Murder of Harry Turner 

On March 25, 1980, Bonin and Pugh abducted 15-year-old runaway Harry Todd Turner from a Los Angeles street. Turner had absconded from a boys' home in the desert community of Lancaster four days prior to his meeting Bonin and Pugh. Pugh was to later testify that he and Bonin lured Turner into Bonin's van with an offer of $20 for sex. After binding and sodomizing the youth, Bonin bit into Turner's penis until it tore and bled.

Bonin then ordered Pugh to "beat him (Turner) up." After Pugh had bludgeoned and beat Turner about the head and body for several minutes, Bonin strangled Turner to death with his own T-shirt and a tire iron before discarding his body at the rear delivery door to a Los Angeles business. His genitals were mutilated and he had eight skull fractures inflicted by a blunt instrument.

Further murders 
On April 10, Bonin was discharged from parole following his March 4, 1980, release. He encountered 16-year-old Bellflower youth Steven John Wood walking to school. Wood's older brother had introduced him to Bonin, so he willingly entered Bonin's van. His nude, hogtied and extensively beaten body was discarded in a Long Beach alleyway beside a dumpster, with his head resting against a nearby bench close to the Pacific Coast Highway. Wood's autopsy revealed the youth had been killed by ligature strangulation. Prior to disposing of Wood's body, Bonin allegedly drove to a scheduled job interview before eating pizza as he awaited the onset of dusk to safely discard the corpse.

Four weeks later, on April 29, Bonin encountered 19-year-old supermarket employee Darin Kendrick while parked in the grounds of the Stanton supermarket where Kendrick worked. Bonin lured Kendrick into his van on the pretext of selling the youth drugs. Bonin then drove to Butts' apartment in Lakewood, where the trio began listening to music as they sat on the couch. When Bonin asked Kendrick whether he was gay, Kendrick attempted to flee, but Bonin and Butts overpowered and bound him and Butts sodomized him; Bonin raised the volume of Butts' sound system to cover Kendrick's screams. Butts then held Kendrick's mouth open while Bonin poured chloral hydrate down his throat, causing Kendrick to sustain caustic chemical burns to his mouth, chin, stomach and chest.

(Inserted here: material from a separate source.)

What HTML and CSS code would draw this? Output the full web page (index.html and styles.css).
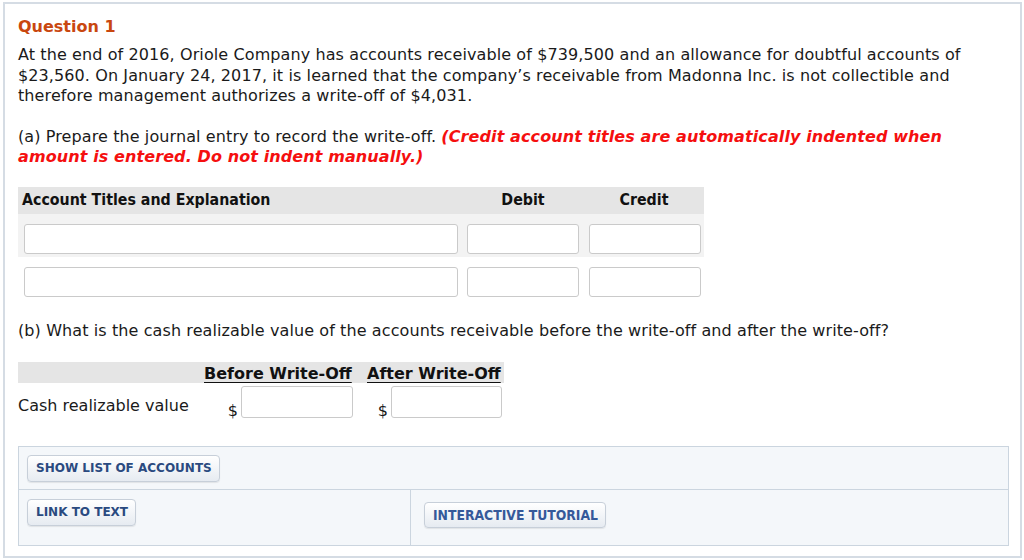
FILE: index.html
```html
<!DOCTYPE html>
<html>
<head>
<meta charset="utf-8">
<link rel="stylesheet" href="styles.css">
</head>
<body>
<div class="frame">
  <h1 class="qtitle">Question 1</h1>
  <p class="text">At the end of 2016, Oriole Company has accounts receivable of $739,500 and an allowance for doubtful accounts of $23,560. On January 24, 2017, it is learned that the company’s receivable from Madonna Inc. is not collectible and therefore management authorizes a write-off of $4,031.</p>
  <p class="text part">(a) Prepare the journal entry to record the write-off. <em class="warn">(Credit account titles are automatically indented when amount is entered. Do not indent manually.)</em></p>

  <div class="journal">
    <div class="jrow jhead">
      <div class="jc c1">Account Titles and Explanation</div>
      <div class="jc c2">Debit</div>
      <div class="jc c3">Credit</div>
    </div>
    <div class="jrow jbody shaded">
      <div class="jc c1"><span class="inp wide"></span></div>
      <div class="jc c2"><span class="inp amt"></span></div>
      <div class="jc c3"><span class="inp amt"></span></div>
    </div>
    <div class="jrow jbody">
      <div class="jc c1"><span class="inp wide"></span></div>
      <div class="jc c2"><span class="inp amt"></span></div>
      <div class="jc c3"><span class="inp amt"></span></div>
    </div>
  </div>

  <p class="text partb">(b) What is the cash realizable value of the accounts receivable before the write-off and after the write-off?</p>

  <div class="crv">
    <div class="crow chead">
      <div class="cc l"></div>
      <div class="cc b"><span class="ul">Before Write-Off</span></div>
      <div class="cc a"><span class="ul">After Write-Off</span></div>
    </div>
    <div class="crow cbody">
      <div class="cc l">Cash realizable value</div>
      <div class="cc b"><span class="dollar">$</span><span class="inp val"></span></div>
      <div class="cc a"><span class="dollar">$</span><span class="inp val"></span></div>
    </div>
  </div>

  <div class="tools">
    <div class="trow top">
      <span class="btn">SHOW LIST OF ACCOUNTS</span>
    </div>
    <div class="trow bottom">
      <div class="tcell left"><span class="btn">LINK TO TEXT</span></div>
      <div class="tcell right"><span class="btn alt">INTERACTIVE TUTORIAL</span></div>
    </div>
  </div>
</div>
</body>
</html>
```

FILE: styles.css
```css
html, body {
  margin: 0;
  padding: 0;
  background: #ffffff;
}
body {
  font-family: "DejaVu Sans", Verdana, sans-serif;
  color: #1a1a1a;
}
.frame {
  margin: 2px 2px 0 3px;
  height: 556px;
  box-sizing: border-box;
  border: 2px solid #d5dce4;
  padding: 13px 13px 0 13px;
}
.qtitle {
  margin: 0;
  font-size: 16px;
  line-height: 20px;
  font-weight: bold;
  color: #c9470f;
}
.text {
  margin: 8px 0 0 0;
  font-size: 16px;
  line-height: 20.5px;
  letter-spacing: 0.1px;
}
.part {
  margin-top: 20px;
}
.warn {
  color: #f50f0f;
  font-weight: bold;
  font-style: italic;
}
.journal {
  margin-top: 19px;
  width: 686px;
}
.jrow {
  display: grid;
  grid-template-columns: 444px 122px 120px;
}
.jhead {
  background: #e5e5e5;
  height: 27px;
  align-items: center;
  font-family: "DejaVu Sans Condensed", "DejaVu Sans", sans-serif;
  font-weight: bold;
  font-size: 15.8px;
  line-height: 18px;
  padding-bottom: 1px;
  box-sizing: border-box;
  color: #111;
}
.jhead .c1 { padding-left: 4px; }
.jhead .c2, .jhead .c3 { text-align: center; }
.jbody {
  padding: 10px 0 3px 0;
}
.jbody .c1 { padding-left: 6px; }
.jbody .c2, .jbody .c3 { padding-left: 5px; }
.shaded { background: #f3f3f3; }
.inp {
  display: block;
  box-sizing: border-box;
  height: 30px;
  background: #fff;
  border: 1px solid #cacaca;
  border-radius: 3px;
}
.inp.wide { width: 434px; }
.inp.amt { width: 112px; }
.partb { margin-top: 21px; }
.crv {
  margin-top: 21px;
  width: 486px;
}
.crow {
  display: grid;
  grid-template-columns: 172px 149px 135px;
  column-gap: 14px;
}
.chead {
  background: #e5e5e5;
  height: 21px;
  align-items: end;
  padding-right: 2px;
  font-weight: bold;
  font-size: 16px;
  line-height: 19px;
  color: #111;
}
.chead .cc.b, .chead .cc.a {
  justify-content: flex-start;
}
.ul {
  text-decoration: underline;
  text-underline-offset: 3px;
  text-decoration-thickness: 1px;
  white-space: nowrap;
}
.cbody {
  padding-top: 3px;
  align-items: center;
  font-size: 16px;
}
.cbody .l { padding-top: 6px; }
.cc.b, .cc.a {
  display: flex;
  justify-content: flex-end;
  align-items: flex-end;
}
.dollar {
  font-size: 16px;
  line-height: 16px;
  margin-right: 3px;
  margin-bottom: -1px;
}
.inp.val {
  width: 112px;
  height: 32px;
}
.cc.a .inp.val { width: 111px; }
.tools {
  margin-top: 28px;
  width: 991px;
  box-sizing: border-box;
  border: 1px solid #cbd5df;
  background: #f4f7fa;
}
.trow.top {
  height: 43px;
  box-sizing: border-box;
  padding: 8px 0 0 8px;
  border-bottom: 1px solid #cbd5df;
}
.trow.bottom {
  display: flex;
  height: 55px;
}
.tcell.left {
  width: 392px;
  box-sizing: border-box;
  padding: 9px 0 0 8px;
  border-right: 1px solid #cbd5df;
}
.tcell.right {
  padding: 12px 0 0 13px;
}
.btn {
  display: inline-block;
  box-sizing: border-box;
  height: 27px;
  line-height: 25px;
  padding: 0 7px 0 8px;
  border: 1px solid #c7cfd9;
  border-radius: 4px;
  background: linear-gradient(#ffffff, #e6ebf1);
  color: #2a4a80;
  font-weight: bold;
  font-size: 12px;
  box-shadow: 0 1px 1px rgba(0,0,0,0.08);
}
.btn.alt {
  height: 26px;
  line-height: 24px;
  font-family: "DejaVu Sans Condensed", "DejaVu Sans", sans-serif;
  font-size: 13.8px;
  color: #35599a;
  padding: 0 7px 0 8px;
}
```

Kendrick – who had fiercely fought his attackers, including biting the two men – then halted his resistance as he vomited onto the apartment floor before complaining of dizziness. Noting that Kendrick was losing consciousness and whimpering, Bonin achieved orgasm; he then strangled Kendrick as Butts drove an ice pick into Kendrick's ear, causing a fatal wound to the youth's cervical spinal cord. His body was discarded behind a warehouse close to the Artesia Freeway, with the ice pick still protruding from his ear.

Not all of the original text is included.